__Work required__. Reproduce the data exactly and drop any pictures it holds.

__Stored data__.

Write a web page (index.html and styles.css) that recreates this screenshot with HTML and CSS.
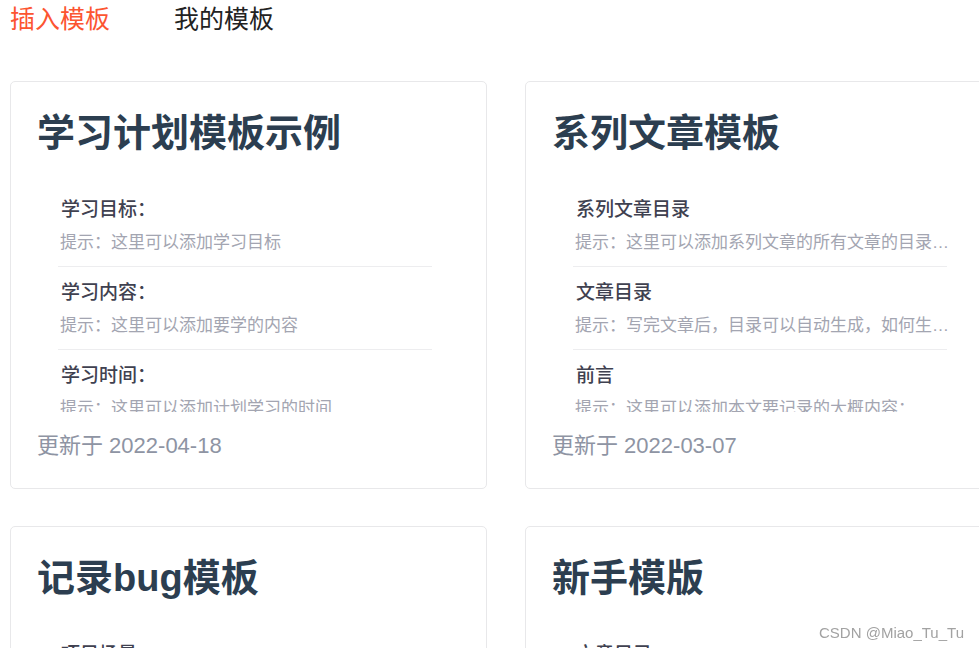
FILE: index.html
```html
<!DOCTYPE html>
<html lang="zh-CN">
<head>
  <meta charset="UTF-8" />
  <title>模板</title>
  <link rel="stylesheet" href="styles.css">
</head>
<body>
  <div class="page">
    <div class="tabs">
      <span class="tab active">插入模板</span>
      <span class="tab">我的模板</span>
    </div>
    <div class="grid">
      <div class="card">
        <h2>学习计划模板示例</h2>
        <div class="list">
          <div class="item">
            <div class="label">学习目标：</div>
            <div class="hint">提示：这里可以添加学习目标</div>
          </div>
          <div class="item">
            <div class="label">学习内容：</div>
            <div class="hint">提示：这里可以添加要学的内容</div>
          </div>
          <div class="item">
            <div class="label">学习时间：</div>
            <div class="hint">提示：这里可以添加计划学习的时间</div>
          </div>
        </div>
        <div class="date">更新于 2022-04-18</div>
      </div>
      <div class="card">
        <h2>系列文章模板</h2>
        <div class="list">
          <div class="item">
            <div class="label">系列文章目录</div>
            <div class="hint">提示：这里可以添加系列文章的所有文章的目录，目录需要自己手动添加</div>
          </div>
          <div class="item">
            <div class="label">文章目录</div>
            <div class="hint">提示：写完文章后，目录可以自动生成，如何生成可参考右边的帮助文档</div>
          </div>
          <div class="item">
            <div class="label">前言</div>
            <div class="hint">提示：这里可以添加本文要记录的大概内容：</div>
          </div>
        </div>
        <div class="date">更新于 2022-03-07</div>
      </div>
      <div class="card">
        <h2>记录bug模板</h2>
        <div class="list">
          <div class="item">
            <div class="label">项目场景：</div>
            <div class="hint">提示：这里简述项目相关背景：</div>
          </div>
          <div class="item">
            <div class="label">问题描述</div>
            <div class="hint">提示：这里描述项目中遇到的问题：</div>
          </div>
        </div>
        <div class="date">更新于 2022-03-07</div>
      </div>
      <div class="card">
        <h2>新手模版</h2>
        <div class="list">
          <div class="item">
            <div class="label">文章目录</div>
            <div class="hint">提示：写完文章后，目录可以自动生成</div>
          </div>
          <div class="item">
            <div class="label">前言</div>
            <div class="hint">提示：这里可以添加本文要记录的大概内容：</div>
          </div>
        </div>
        <div class="date">更新于 2022-03-07</div>
      </div>
    </div>
  </div>
  <div class="watermark">CSDN @Miao_Tu_Tu</div>
</body>
</html>
```

FILE: styles.css
```css
* { box-sizing: border-box; }
body {
  margin: 0;
  background: #fff;
  font-family: "Liberation Sans", "Noto Sans CJK SC", sans-serif;
  overflow: hidden;
}
.page {
  padding: 4px 10px;
}
.tabs {
  display: flex;
  gap: 64px;
  height: 30px;
}
.tab {
  font-size: 25px;
  line-height: 30px;
  color: #222;
}
.tab.active { color: #fc5531; }
.grid {
  margin-top: 47px;
  display: grid;
  grid-template-columns: 477px 477px;
  column-gap: 38px;
  row-gap: 37px;
}
.card {
  height: 408px;
  border: 1px solid #e8e8ea;
  border-radius: 5px;
  padding: 28px 26px 27px;
  display: flex;
  flex-direction: column;
}
.card h2 {
  margin: 0;
  font-size: 38px;
  line-height: 46px;
  font-weight: bold;
  color: #2c3e50;
}
.list {
  margin: 28px 0 0 21px;
  width: 386px;
  padding-right: 12px;
  height: 228px;
  overflow: hidden;
}
.item {
  padding: 12px 0 11px;
  border-bottom: 1px solid #ededef;
}
.label {
  padding-left: 3px;
  font-size: 19px;
  line-height: 28px;
  font-weight: 500;
  color: #3f4150;
}
.hint {
  margin: 7px -12px 0 2px;
  font-size: 17px;
  line-height: 24px;
  color: #a3a5b1;
  white-space: nowrap;
  overflow: hidden;
  text-overflow: ellipsis;
}
.date {
  margin-top: 19px;
  font-size: 22px;
  line-height: 30px;
  color: #8e94a3;
}
.watermark {
  position: fixed;
  right: 15px;
  bottom: 7px;
  font-size: 15px;
  color: #a2a2a2;
}
```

__Problem solution__.
Write a web page (index.html and styles.css) that recreates this screenshot with HTML and CSS.
FILE: index.html
```html
<!DOCTYPE html>
<html lang="zh-CN">
<head>
  <meta charset="UTF-8" />
  <title>模板</title>
  <link rel="stylesheet" href="styles.css">
</head>
<body>
  <div class="page">
    <div class="tabs">
      <span class="tab active">插入模板</span>
      <span class="tab">我的模板</span>
    </div>
    <div class="grid">
      <div class="card">
        <h2>学习计划模板示例</h2>
        <div class="list">
          <div class="item">
            <div class="label">学习目标：</div>
            <div class="hint">提示：这里可以添加学习目标</div>
          </div>
          <div class="item">
            <div class="label">学习内容：</div>
            <div class="hint">提示：这里可以添加要学的内容</div>
          </div>
          <div class="item">
            <div class="label">学习时间：</div>
            <div class="hint">提示：这里可以添加计划学习的时间</div>
          </div>
        </div>
        <div class="date">更新于 2022-04-18</div>
      </div>
      <div class="card">
        <h2>系列文章模板</h2>
        <div class="list">
          <div class="item">
            <div class="label">系列文章目录</div>
            <div class="hint">提示：这里可以添加系列文章的所有文章的目录，目录需要自己手动添加</div>
          </div>
          <div class="item">
            <div class="label">文章目录</div>
            <div class="hint">提示：写完文章后，目录可以自动生成，如何生成可参考右边的帮助文档</div>
          </div>
          <div class="item">
            <div class="label">前言</div>
            <div class="hint">提示：这里可以添加本文要记录的大概内容：</div>
          </div>
        </div>
        <div class="date">更新于 2022-03-07</div>
      </div>
      <div class="card">
        <h2>记录bug模板</h2>
        <div class="list">
          <div class="item">
            <div class="label">项目场景：</div>
            <div class="hint">提示：这里简述项目相关背景：</div>
          </div>
          <div class="item">
            <div class="label">问题描述</div>
            <div class="hint">提示：这里描述项目中遇到的问题：</div>
          </div>
        </div>
        <div class="date">更新于 2022-03-07</div>
      </div>
      <div class="card">
        <h2>新手模版</h2>
        <div class="list">
          <div class="item">
            <div class="label">文章目录</div>
            <div class="hint">提示：写完文章后，目录可以自动生成</div>
          </div>
          <div class="item">
            <div class="label">前言</div>
            <div class="hint">提示：这里可以添加本文要记录的大概内容：</div>
          </div>
        </div>
        <div class="date">更新于 2022-03-07</div>
      </div>
    </div>
  </div>
  <div class="watermark">CSDN @Miao_Tu_Tu</div>
</body>
</html>
```

FILE: styles.css
```css
* { box-sizing: border-box; }
body {
  margin: 0;
  background: #fff;
  font-family: "Liberation Sans", "Noto Sans CJK SC", sans-serif;
  overflow: hidden;
}
.page {
  padding: 4px 10px;
}
.tabs {
  display: flex;
  gap: 64px;
  height: 30px;
}
.tab {
  font-size: 25px;
  line-height: 30px;
  color: #222;
}
.tab.active { color: #fc5531; }
.grid {
  margin-top: 47px;
  display: grid;
  grid-template-columns: 477px 477px;
  column-gap: 38px;
  row-gap: 37px;
}
.card {
  height: 408px;
  border: 1px solid #e8e8ea;
  border-radius: 5px;
  padding: 28px 26px 27px;
  display: flex;
  flex-direction: column;
}
.card h2 {
  margin: 0;
  font-size: 38px;
  line-height: 46px;
  font-weight: bold;
  color: #2c3e50;
}
.list {
  margin: 28px 0 0 21px;
  width: 386px;
  padding-right: 12px;
  height: 228px;
  overflow: hidden;
}
.item {
  padding: 12px 0 11px;
  border-bottom: 1px solid #ededef;
}
.label {
  padding-left: 3px;
  font-size: 19px;
  line-height: 28px;
  font-weight: 500;
  color: #3f4150;
}
.hint {
  margin: 7px -12px 0 2px;
  font-size: 17px;
  line-height: 24px;
  color: #a3a5b1;
  white-space: nowrap;
  overflow: hidden;
  text-overflow: ellipsis;
}
.date {
  margin-top: 19px;
  font-size: 22px;
  line-height: 30px;
  color: #8e94a3;
}
.watermark {
  position: fixed;
  right: 15px;
  bottom: 7px;
  font-size: 15px;
  color: #a2a2a2;
}
```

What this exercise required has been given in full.